What if we also wanted to know the last time a user made a post for a certain topic? This is a query that MongoDB struggles to answer. You can make use of the new aggregation collection and store the ObjectId of the last post for a given user/topic edge, which then lets you easily find the answer by running the ObjectId.getTimestamp() function on the ObjectId of the last post.

The tradeoff to doing this is that when making a new post, you need to update two collections instead of one, and it cannot be done in a single atomic operation. This also means the denormalized data in the aggregation collection can become inconsistent with the data in the original two collections. There would then need to be a mechanism to detect and correct these inconsistencies.

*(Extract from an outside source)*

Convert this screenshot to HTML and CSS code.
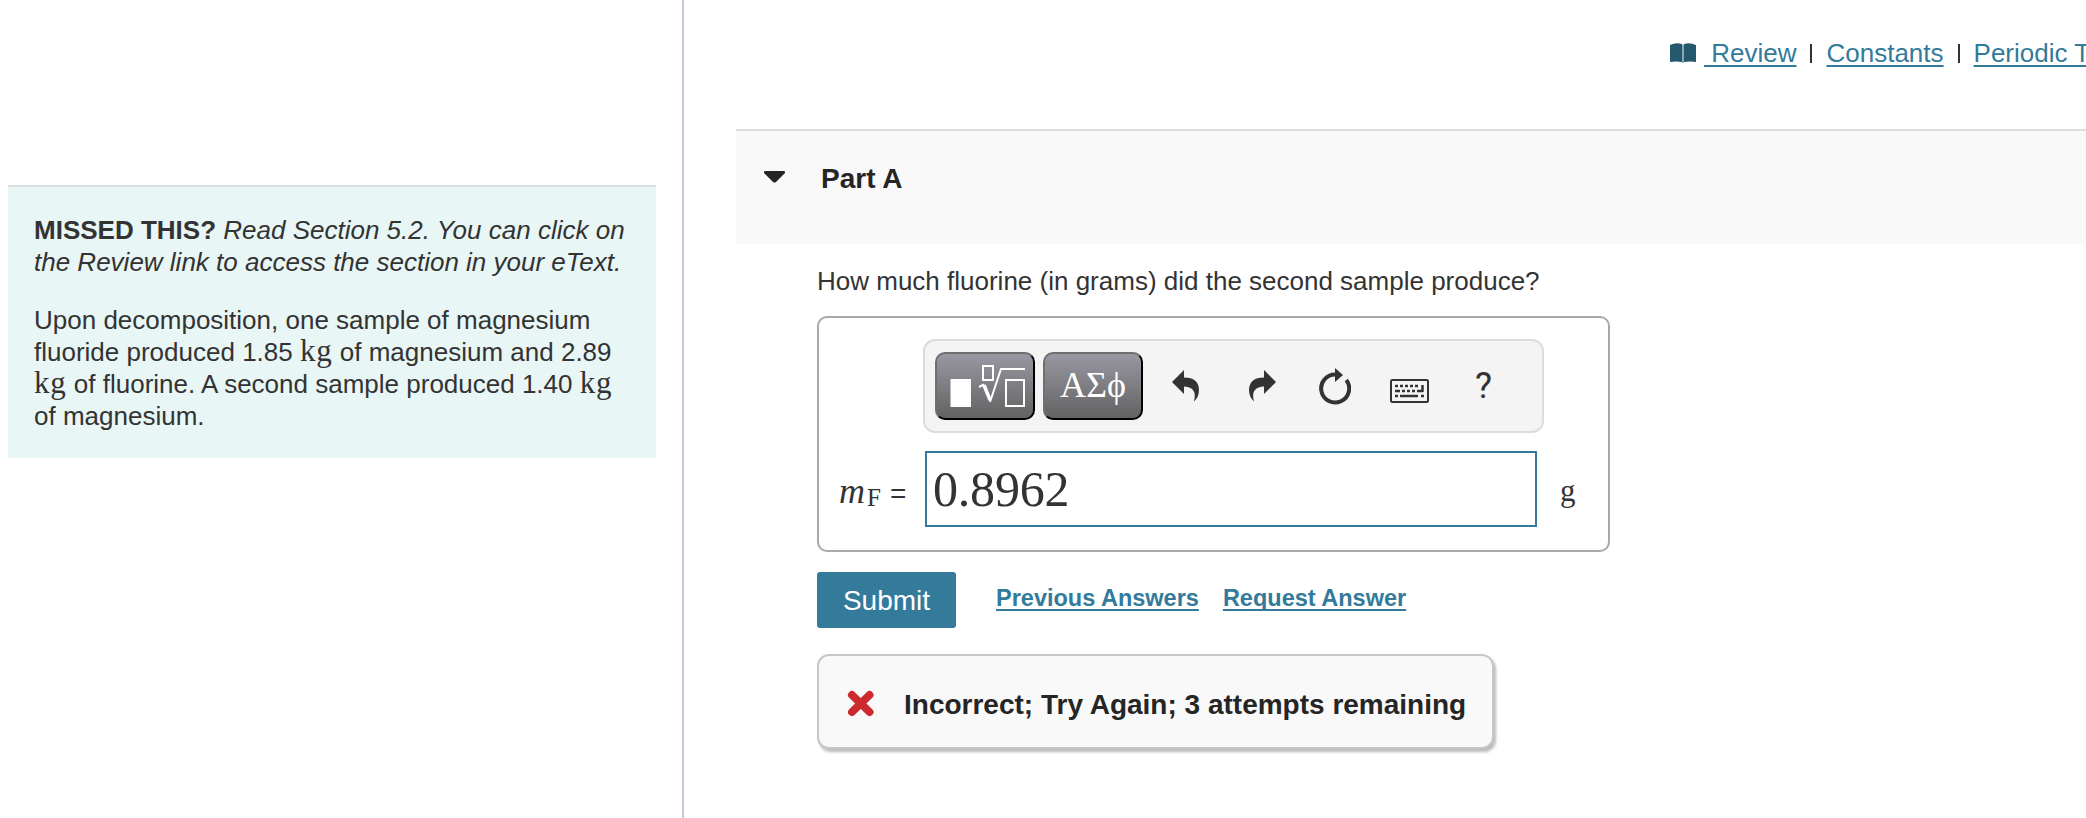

It only makes sense to denormalize data like this if the ratio of reads to updates is high, and it is acceptable for your application to sometimes read inconsistent data. If you will be reading the denormalized data frequently, but updating it much less frequently, then it makes sense to incur the cost of more expensive and complex updates.

Summary

As your usage of your primary MongoDB cluster grows, carefully splitting the workload among multiple MongoDB clusters can help you overcome scaling bottlenecks. It can help isolate your microservices from database failures, and also improve performance of queries of disparate patterns. In subsequent blogs, I will talk about using systems other than MongoDB as secondary data stores to enable query patterns that are not possible to run on your primary MongoDB cluster(s).